## GOAL
Look for the line containing "Rebuild this table" and the line containing "const COLS = [301, 327, 340, 390, 339, 405, 420];" in the entries below. Copy those two and all lines between them exactly, leaving out pictures.

___ RECORDS PROVIDED ___

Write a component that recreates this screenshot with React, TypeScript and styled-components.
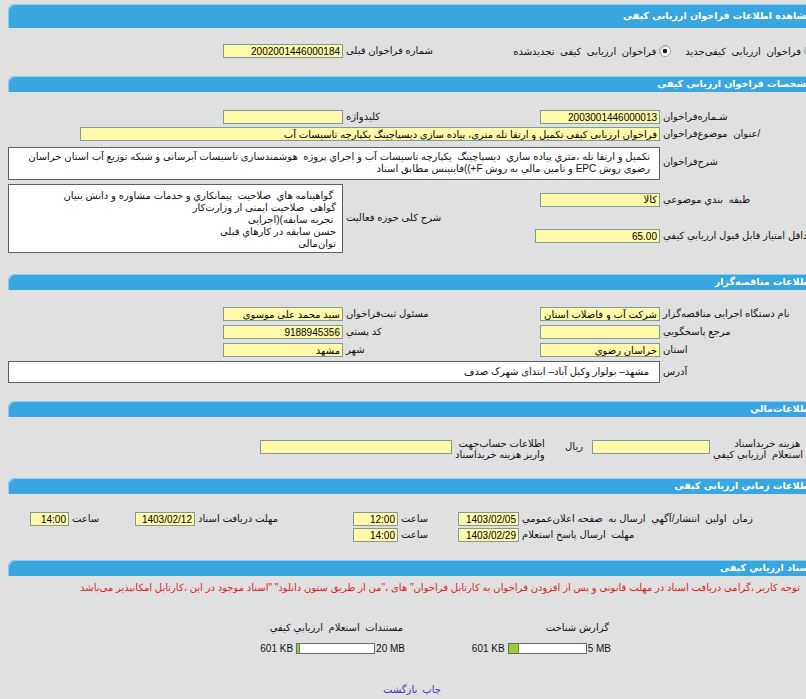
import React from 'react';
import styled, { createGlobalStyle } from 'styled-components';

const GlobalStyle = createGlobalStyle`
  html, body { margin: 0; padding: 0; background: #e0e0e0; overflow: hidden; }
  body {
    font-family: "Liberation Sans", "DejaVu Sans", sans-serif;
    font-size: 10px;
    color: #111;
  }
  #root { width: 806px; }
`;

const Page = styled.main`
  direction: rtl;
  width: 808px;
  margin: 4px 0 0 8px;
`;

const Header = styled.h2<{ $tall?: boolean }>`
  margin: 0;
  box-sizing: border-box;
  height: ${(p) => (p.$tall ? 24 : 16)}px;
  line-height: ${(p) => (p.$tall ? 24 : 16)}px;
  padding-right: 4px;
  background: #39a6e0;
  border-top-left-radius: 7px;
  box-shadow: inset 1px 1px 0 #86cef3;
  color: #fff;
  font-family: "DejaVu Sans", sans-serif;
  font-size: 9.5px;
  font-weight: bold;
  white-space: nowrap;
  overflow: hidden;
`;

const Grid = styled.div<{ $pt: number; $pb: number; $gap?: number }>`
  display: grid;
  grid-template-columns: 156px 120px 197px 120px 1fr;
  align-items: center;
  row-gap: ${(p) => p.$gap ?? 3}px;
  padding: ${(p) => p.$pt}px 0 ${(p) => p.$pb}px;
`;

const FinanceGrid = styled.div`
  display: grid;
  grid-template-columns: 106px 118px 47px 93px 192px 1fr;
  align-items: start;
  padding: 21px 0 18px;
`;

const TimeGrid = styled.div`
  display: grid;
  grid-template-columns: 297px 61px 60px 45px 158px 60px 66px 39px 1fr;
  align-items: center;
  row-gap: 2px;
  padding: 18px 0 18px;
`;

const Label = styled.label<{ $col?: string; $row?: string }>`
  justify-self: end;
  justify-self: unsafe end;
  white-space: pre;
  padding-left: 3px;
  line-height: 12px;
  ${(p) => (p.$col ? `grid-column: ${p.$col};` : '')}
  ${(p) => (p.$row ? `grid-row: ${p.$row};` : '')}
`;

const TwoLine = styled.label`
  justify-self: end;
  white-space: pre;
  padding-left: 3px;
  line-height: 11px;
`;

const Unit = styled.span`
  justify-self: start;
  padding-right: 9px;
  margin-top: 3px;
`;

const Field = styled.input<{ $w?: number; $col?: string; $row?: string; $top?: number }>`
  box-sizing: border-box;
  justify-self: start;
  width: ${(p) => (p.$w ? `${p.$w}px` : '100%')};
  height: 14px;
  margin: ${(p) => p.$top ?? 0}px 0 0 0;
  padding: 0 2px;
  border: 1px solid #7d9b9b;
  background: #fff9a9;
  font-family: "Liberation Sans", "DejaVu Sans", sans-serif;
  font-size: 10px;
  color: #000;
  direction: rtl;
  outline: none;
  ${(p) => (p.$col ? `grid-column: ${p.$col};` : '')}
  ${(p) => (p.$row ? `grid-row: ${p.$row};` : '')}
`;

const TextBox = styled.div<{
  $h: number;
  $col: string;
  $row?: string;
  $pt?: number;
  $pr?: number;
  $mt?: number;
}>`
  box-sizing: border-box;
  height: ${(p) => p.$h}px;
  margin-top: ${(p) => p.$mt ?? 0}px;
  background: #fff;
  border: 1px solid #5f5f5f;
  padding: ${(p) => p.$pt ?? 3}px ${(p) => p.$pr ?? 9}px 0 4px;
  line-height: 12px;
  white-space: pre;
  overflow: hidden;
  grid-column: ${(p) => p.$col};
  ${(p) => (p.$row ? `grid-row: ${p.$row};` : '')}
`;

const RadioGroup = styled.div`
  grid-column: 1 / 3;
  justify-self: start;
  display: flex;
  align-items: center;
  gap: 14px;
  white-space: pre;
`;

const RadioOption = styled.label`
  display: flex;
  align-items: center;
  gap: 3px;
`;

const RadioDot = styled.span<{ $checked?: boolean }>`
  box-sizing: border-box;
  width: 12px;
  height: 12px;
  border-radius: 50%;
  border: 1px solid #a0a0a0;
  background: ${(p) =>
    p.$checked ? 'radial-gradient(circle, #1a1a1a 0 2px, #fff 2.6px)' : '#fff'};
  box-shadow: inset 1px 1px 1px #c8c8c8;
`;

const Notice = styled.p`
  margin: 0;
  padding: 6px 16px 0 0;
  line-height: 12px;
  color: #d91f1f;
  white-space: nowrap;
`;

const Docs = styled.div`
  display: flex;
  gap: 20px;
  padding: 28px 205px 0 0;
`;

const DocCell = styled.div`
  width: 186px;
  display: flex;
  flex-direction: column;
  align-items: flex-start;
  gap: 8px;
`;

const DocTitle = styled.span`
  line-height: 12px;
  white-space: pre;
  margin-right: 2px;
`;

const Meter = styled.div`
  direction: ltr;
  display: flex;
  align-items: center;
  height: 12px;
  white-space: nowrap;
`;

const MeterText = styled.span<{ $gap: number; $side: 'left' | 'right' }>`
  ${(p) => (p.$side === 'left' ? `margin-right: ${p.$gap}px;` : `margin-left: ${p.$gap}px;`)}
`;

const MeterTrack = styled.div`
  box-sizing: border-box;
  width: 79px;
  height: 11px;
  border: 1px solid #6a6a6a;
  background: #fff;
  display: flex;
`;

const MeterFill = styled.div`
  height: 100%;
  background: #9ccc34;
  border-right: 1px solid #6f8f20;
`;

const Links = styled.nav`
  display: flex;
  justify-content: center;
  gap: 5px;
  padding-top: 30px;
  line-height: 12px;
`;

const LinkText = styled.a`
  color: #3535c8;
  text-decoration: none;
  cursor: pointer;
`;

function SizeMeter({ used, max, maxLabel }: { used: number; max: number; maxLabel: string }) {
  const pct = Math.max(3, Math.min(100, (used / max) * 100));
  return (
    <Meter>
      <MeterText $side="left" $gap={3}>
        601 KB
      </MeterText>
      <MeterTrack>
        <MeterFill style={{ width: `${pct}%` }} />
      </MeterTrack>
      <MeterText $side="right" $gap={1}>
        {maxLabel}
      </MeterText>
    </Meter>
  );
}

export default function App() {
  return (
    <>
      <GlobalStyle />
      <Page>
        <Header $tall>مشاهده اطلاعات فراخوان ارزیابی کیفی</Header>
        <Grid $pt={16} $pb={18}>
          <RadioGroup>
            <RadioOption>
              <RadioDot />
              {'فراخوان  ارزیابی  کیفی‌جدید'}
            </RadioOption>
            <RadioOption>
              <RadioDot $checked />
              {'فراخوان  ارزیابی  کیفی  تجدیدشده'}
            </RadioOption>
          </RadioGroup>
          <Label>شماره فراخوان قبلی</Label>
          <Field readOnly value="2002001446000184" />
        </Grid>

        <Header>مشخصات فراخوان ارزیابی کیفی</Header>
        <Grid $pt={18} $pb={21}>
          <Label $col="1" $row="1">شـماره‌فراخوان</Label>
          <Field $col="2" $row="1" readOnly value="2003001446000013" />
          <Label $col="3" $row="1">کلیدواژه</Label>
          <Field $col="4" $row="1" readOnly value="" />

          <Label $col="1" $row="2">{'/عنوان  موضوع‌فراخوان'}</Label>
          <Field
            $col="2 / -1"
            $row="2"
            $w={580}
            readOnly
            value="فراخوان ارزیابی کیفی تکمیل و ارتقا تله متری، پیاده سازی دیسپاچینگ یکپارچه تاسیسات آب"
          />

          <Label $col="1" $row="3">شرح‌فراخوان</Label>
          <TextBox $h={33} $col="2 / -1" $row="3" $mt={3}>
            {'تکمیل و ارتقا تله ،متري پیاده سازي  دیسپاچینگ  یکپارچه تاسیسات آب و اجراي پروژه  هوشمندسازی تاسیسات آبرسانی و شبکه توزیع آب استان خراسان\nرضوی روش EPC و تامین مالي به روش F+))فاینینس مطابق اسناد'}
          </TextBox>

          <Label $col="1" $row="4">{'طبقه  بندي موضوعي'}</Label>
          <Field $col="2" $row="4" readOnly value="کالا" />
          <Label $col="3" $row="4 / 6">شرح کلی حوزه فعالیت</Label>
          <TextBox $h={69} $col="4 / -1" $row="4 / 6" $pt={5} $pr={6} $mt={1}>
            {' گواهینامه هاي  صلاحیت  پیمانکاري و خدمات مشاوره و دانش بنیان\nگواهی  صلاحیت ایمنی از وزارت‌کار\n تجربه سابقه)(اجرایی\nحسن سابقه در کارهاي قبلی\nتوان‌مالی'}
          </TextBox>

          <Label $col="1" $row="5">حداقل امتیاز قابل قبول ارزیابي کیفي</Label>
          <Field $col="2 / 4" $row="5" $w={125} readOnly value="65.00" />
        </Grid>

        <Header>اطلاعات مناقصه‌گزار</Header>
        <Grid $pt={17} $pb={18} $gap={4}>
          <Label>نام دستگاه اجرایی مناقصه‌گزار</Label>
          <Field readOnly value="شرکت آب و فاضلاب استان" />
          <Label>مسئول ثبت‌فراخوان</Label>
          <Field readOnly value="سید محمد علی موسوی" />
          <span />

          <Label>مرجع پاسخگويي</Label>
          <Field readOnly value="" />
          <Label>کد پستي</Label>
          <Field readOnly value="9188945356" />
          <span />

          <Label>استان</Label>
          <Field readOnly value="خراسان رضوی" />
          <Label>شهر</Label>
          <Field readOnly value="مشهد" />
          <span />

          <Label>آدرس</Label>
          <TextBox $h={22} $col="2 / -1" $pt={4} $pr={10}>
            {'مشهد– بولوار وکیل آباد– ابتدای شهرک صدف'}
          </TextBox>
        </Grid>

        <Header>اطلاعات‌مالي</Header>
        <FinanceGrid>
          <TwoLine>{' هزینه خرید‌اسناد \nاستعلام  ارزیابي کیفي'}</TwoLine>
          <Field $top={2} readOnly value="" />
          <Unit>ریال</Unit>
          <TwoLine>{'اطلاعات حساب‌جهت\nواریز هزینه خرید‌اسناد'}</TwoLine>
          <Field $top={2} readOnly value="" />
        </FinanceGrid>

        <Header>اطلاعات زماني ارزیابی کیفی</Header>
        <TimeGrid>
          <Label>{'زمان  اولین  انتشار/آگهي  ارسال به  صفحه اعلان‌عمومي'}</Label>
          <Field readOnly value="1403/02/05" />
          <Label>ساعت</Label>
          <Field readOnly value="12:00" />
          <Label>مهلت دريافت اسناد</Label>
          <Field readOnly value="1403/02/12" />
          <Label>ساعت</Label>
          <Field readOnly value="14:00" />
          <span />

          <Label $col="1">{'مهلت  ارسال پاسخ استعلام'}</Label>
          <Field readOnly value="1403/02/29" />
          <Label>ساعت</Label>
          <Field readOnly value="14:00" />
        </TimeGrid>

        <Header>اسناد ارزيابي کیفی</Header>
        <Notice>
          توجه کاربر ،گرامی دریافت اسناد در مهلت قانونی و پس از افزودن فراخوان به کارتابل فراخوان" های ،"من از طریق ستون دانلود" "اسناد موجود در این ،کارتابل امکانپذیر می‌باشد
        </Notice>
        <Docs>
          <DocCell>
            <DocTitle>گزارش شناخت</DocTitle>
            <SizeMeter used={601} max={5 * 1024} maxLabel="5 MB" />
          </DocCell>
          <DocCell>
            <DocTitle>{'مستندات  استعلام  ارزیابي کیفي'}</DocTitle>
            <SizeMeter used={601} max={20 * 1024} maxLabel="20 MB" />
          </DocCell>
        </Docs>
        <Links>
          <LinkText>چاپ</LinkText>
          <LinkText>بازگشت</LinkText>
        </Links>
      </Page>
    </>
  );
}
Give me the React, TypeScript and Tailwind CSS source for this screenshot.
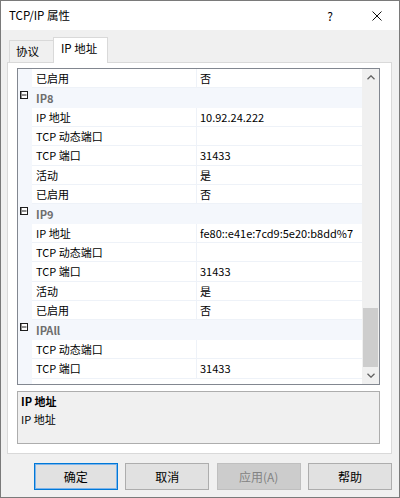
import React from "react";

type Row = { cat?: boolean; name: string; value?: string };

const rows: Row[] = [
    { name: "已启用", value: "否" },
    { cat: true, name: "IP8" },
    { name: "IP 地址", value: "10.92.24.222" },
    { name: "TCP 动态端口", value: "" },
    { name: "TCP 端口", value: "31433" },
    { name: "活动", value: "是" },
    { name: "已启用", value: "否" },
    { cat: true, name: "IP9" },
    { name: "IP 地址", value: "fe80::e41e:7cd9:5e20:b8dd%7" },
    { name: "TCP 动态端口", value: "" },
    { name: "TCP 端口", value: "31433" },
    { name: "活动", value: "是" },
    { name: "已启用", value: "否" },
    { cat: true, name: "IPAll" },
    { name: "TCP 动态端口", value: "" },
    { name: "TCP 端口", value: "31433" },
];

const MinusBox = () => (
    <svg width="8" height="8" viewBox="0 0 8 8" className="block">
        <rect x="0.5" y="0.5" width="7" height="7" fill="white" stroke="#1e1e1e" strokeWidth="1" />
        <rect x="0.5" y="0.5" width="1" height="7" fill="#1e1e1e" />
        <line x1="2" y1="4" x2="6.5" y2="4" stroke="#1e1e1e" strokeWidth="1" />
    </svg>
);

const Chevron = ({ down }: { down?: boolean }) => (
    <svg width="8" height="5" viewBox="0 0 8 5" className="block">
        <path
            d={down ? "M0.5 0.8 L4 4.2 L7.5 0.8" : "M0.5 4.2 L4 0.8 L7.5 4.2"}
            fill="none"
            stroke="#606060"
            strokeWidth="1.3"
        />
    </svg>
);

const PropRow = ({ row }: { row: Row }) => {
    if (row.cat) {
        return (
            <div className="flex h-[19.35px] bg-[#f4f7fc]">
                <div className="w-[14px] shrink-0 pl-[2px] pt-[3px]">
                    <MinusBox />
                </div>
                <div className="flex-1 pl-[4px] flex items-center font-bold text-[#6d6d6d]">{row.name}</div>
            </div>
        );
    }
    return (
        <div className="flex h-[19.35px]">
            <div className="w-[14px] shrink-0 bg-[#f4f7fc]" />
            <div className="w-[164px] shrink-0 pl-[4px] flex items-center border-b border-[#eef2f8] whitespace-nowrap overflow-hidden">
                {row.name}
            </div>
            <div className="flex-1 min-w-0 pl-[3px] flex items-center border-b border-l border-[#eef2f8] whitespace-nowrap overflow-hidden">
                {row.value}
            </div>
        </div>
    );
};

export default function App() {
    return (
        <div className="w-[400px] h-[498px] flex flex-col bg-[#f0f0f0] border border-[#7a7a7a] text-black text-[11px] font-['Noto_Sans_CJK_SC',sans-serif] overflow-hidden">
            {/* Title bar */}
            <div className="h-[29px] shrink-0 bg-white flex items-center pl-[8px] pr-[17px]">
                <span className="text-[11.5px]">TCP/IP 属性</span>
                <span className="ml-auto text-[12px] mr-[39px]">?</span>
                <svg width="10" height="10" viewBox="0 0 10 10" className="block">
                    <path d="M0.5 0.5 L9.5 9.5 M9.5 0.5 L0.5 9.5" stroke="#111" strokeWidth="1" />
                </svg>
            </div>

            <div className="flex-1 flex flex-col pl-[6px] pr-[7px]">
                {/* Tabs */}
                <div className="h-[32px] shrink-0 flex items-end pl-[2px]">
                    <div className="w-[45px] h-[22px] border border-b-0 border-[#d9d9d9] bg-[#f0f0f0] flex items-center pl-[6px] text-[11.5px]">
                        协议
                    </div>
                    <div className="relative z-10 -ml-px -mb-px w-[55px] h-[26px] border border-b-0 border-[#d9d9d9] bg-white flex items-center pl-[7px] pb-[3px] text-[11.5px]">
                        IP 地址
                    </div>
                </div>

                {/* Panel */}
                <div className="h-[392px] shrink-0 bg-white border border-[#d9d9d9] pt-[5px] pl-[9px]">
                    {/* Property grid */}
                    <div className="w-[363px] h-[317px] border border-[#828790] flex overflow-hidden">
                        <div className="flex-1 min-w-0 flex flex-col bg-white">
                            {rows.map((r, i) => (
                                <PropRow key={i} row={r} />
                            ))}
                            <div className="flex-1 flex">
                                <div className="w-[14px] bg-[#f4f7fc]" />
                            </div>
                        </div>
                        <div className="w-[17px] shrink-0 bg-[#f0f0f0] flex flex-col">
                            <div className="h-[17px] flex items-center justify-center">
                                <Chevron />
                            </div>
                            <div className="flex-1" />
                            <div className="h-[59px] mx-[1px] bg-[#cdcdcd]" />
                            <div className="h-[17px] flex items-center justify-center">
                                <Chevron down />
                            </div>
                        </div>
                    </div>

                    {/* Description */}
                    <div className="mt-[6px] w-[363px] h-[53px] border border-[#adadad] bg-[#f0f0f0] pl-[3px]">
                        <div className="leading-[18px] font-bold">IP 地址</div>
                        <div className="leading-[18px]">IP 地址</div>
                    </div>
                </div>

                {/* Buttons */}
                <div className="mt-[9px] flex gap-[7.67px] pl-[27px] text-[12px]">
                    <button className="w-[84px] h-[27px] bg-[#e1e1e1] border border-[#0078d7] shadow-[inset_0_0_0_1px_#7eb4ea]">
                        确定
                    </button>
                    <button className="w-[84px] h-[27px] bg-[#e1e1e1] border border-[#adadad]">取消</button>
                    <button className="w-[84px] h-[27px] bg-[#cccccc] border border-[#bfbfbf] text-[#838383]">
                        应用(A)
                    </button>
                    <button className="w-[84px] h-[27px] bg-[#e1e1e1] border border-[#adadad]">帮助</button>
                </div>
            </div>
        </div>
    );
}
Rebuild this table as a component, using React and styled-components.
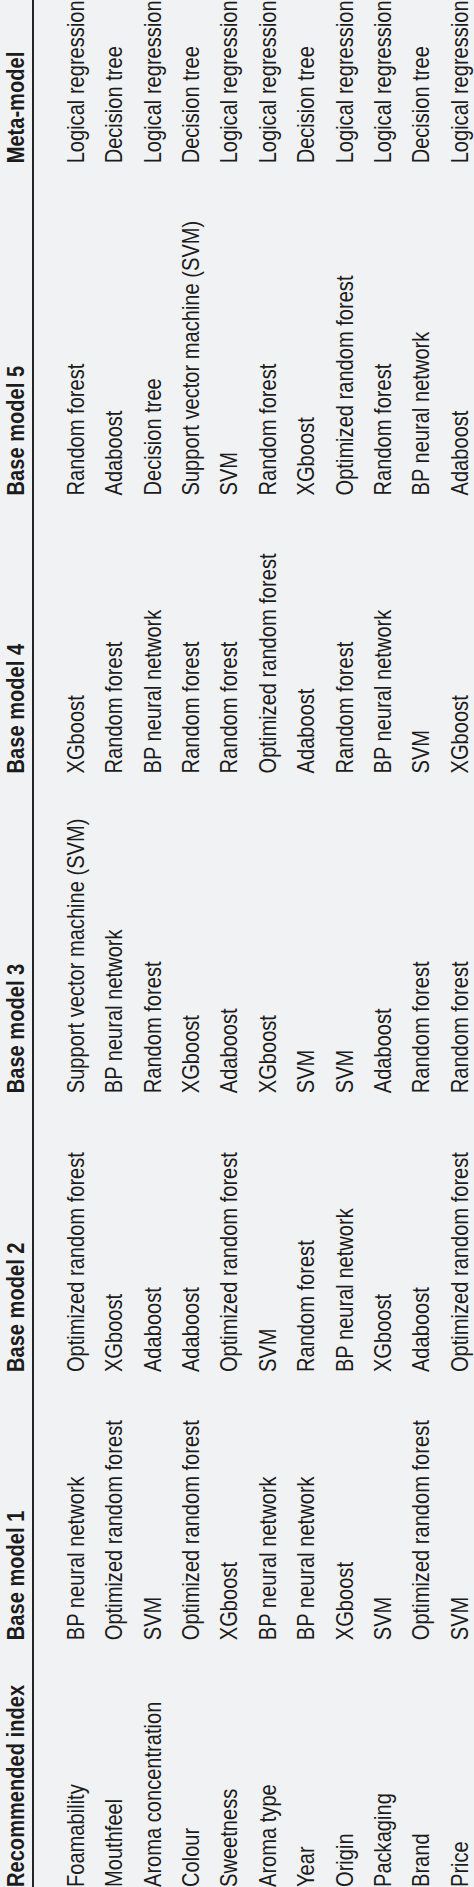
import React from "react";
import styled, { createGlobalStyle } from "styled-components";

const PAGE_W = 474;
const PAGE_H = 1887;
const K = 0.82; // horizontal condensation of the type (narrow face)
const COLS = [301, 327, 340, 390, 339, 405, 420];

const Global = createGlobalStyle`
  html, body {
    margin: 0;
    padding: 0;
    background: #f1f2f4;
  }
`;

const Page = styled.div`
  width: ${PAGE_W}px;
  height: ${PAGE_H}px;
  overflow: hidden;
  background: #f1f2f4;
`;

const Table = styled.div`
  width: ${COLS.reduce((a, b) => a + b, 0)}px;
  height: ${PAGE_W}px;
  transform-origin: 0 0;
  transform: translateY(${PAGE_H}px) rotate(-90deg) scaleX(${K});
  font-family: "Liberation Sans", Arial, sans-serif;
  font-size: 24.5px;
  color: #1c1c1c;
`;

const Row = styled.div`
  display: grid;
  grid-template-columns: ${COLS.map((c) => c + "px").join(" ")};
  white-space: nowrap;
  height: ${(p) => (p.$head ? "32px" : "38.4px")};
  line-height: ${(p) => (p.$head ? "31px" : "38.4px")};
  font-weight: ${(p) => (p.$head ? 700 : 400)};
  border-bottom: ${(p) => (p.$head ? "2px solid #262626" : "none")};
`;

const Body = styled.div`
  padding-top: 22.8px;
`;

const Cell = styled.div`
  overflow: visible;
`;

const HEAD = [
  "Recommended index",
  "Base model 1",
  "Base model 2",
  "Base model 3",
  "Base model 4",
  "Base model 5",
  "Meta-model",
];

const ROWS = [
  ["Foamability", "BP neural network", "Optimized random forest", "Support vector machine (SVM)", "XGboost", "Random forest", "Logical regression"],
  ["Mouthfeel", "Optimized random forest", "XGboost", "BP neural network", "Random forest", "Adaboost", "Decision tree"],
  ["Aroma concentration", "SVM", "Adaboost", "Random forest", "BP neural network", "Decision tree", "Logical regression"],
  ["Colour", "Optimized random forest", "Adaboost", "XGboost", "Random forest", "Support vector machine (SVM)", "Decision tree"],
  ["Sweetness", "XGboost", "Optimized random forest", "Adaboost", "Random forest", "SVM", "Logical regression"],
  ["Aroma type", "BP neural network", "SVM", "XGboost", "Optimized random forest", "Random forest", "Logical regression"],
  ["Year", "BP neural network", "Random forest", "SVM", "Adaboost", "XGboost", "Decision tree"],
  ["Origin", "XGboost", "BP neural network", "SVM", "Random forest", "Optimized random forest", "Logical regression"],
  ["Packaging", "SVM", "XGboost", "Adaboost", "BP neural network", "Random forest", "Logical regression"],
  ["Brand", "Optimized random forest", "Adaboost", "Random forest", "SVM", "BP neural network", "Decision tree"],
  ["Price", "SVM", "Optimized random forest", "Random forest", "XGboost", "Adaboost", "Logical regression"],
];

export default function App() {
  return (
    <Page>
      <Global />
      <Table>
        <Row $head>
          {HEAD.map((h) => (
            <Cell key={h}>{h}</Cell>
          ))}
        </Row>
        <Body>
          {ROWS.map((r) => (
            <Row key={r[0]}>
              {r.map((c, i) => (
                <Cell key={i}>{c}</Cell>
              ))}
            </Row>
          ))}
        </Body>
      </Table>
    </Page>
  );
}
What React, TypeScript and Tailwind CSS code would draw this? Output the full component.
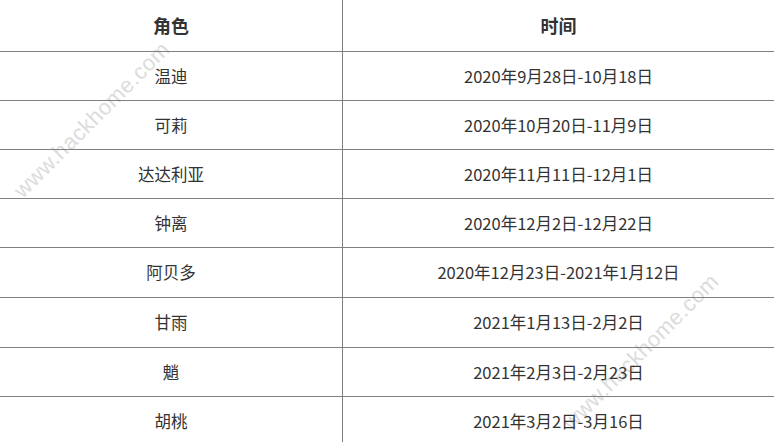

___

## SOLUTION TO THE PROBLEM
Rebuild this table as a component, using React and styled-components.
import React from "react";
import styled, { createGlobalStyle } from "styled-components";

const PAGE_W = 474;
const PAGE_H = 1887;
const K = 0.82; // horizontal condensation of the type (narrow face)
const COLS = [301, 327, 340, 390, 339, 405, 420];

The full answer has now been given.